Tadiar generates a series of questions essential to any artist, Filipina or not. Which of our experiential practices subvert commodification and co-optation by existing structures? How can we name the “realities we inherit and take as 'givens,’” demystify and destabilize them by (re)staging these unlocatable practices? How can we strategize, agitate, and recreate, transform current practices of thinking, of looking, that shape and populate creative environments? How can we unsettle, reverse the gaze and look back at the theater industry itself? 

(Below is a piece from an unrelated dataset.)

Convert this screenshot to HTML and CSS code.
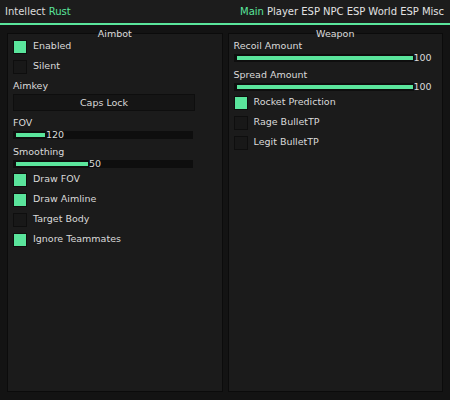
FILE: index.html
```html
<!DOCTYPE html>
<html>
<head>
<meta charset="utf-8">
<link rel="stylesheet" href="styles.css">
</head>
<body>
<header class="topbar">
  <div class="brand">Intellect <span class="accent">Rust</span></div>
  <nav class="tabs">
    <span class="tab active">Main</span>
    <span class="tab">Player ESP</span>
    <span class="tab">NPC ESP</span>
    <span class="tab">World ESP</span>
    <span class="tab">Misc</span>
  </nav>
</header>
<main class="content">
  <fieldset class="panel">
    <legend class="panel-title">Aimbot</legend>
    <div class="stack">
      <div class="check"><span class="box on"></span><span class="label">Enabled</span></div>
      <div class="check"><span class="box"></span><span class="label">Silent</span></div>
      <div class="field">
        <div class="label">Aimkey</div>
        <div class="keybtn">Caps Lock</div>
      </div>
      <div class="field range">
        <div class="label">FOV</div>
        <div class="slider"><div class="fill" style="width:29px"></div><span class="value">120</span></div>
      </div>
      <div class="field range">
        <div class="label">Smoothing</div>
        <div class="slider"><div class="fill" style="width:72px"></div><span class="value">50</span></div>
      </div>
      <div class="check"><span class="box on"></span><span class="label">Draw FOV</span></div>
      <div class="check"><span class="box on"></span><span class="label">Draw Aimline</span></div>
      <div class="check"><span class="box"></span><span class="label">Target Body</span></div>
      <div class="check"><span class="box on"></span><span class="label">Ignore Teammates</span></div>
    </div>
  </fieldset>
  <fieldset class="panel">
    <legend class="panel-title">Weapon</legend>
    <div class="stack">
      <div class="field range">
        <div class="label">Recoil Amount</div>
        <div class="slider"><div class="fill" style="width:176px"></div><span class="value">100</span></div>
      </div>
      <div class="field range">
        <div class="label">Spread Amount</div>
        <div class="slider"><div class="fill" style="width:176px"></div><span class="value">100</span></div>
      </div>
      <div class="check"><span class="box on"></span><span class="label">Rocket Prediction</span></div>
      <div class="check"><span class="box"></span><span class="label">Rage BulletTP</span></div>
      <div class="check"><span class="box"></span><span class="label">Legit BulletTP</span></div>
    </div>
  </fieldset>
</main>
</body>
</html>
```
FILE: styles.css
```css
html, body {
  margin: 0;
  padding: 0;
}
body {
  width: 450px;
  height: 400px;
  background: #131313;
  color: #dadada;
  font-family: "DejaVu Sans", "Liberation Sans", sans-serif;
  font-size: 9.5px;
  display: flex;
  flex-direction: column;
  overflow: hidden;
}
.topbar {
  height: 23px;
  background: #1c1c1c;
  border-bottom: 2px solid #5ae59c;
  display: flex;
  justify-content: space-between;
  align-items: center;
  padding: 0 6px 0 5px;
  font-size: 10px;
  line-height: 23px;
  flex: none;
}
.accent, .tab.active {
  color: #5ae59c;
}
.tabs {
  display: flex;
  gap: 3px;
}
.tab {
  color: #e2e2e2;
}
.brand {
  color: #dcdcdc;
}
.content {
  flex: 1;
  display: flex;
  gap: 5px;
  padding: 2px 7px 8px 7px;
  min-height: 0;
}
.panel {
  flex: 1;
  min-width: 0;
  margin: 0;
  padding: 0 5px;
  border: 1px solid #0b0b0b;
  background: #1b1b1b;
}
.panel-title {
  margin: 0 auto;
  padding: 0;
  line-height: 13px;
  color: #dcdcdc;
}
.stack {
  display: flex;
  flex-direction: column;
  gap: 6px;
}
.label {
  line-height: 12px;
  white-space: nowrap;
}
.check {
  display: flex;
  align-items: flex-start;
  gap: 6px;
  height: 14px;
}
.box {
  box-sizing: border-box;
  width: 14px;
  height: 14px;
  border: 1px solid #0e0e0e;
  background: #181818;
  flex: none;
}
.box.on {
  background: #5ae59c;
}
.field {
  display: flex;
  flex-direction: column;
  gap: 2px;
}
.range + .range {
  margin-top: 1px;
}
.range + .check {
  margin-top: -1px;
}
.keybtn {
  box-sizing: border-box;
  width: 182px;
  height: 17px;
  background: #151515;
  border: 1px solid #0e0e0e;
  text-align: center;
  line-height: 15px;
  color: #dadada;
}
.slider {
  box-sizing: border-box;
  width: 180px;
  height: 8px;
  background: #0e0e0e;
  display: flex;
  align-items: center;
  padding: 0 1px 0 3px;
}
.fill {
  height: 4px;
  background: #5ae59c;
  flex: none;
}
.value {
  margin-left: 1px;
  line-height: 8px;
  white-space: nowrap;
  color: #dadada;
}
```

Amidst an industry keen on representation and its merits, merely existing becomes taxing when the identities you claim have been historically captured, caricatured, commodified. Still, I remain steadfast in my responsibility as an artist of the working class to “make revolution irresistible,” in the words of Toni Cade Bambara. My art unravels the ideologies which have enabled popular representations of historically oppressed bodies on U.S. stages and demands that we as a theater community imagine more for ourselves and our world. In its fluidity and form, my art aims to transform the theatrical landscape, “alter our habitual forms of regard and release other possibilities.” 


I remain hopeful about the affective work of performance, and I insist on believing in theater. My art is my stubborn, persistent hope in action: it is community building, institution dismantling, fire and fight. It is the stage, it is the rehearsal room, the classroom, the coffee shop; it is solidarity at all levels of the creative process. My art is humanizing work, burning with love.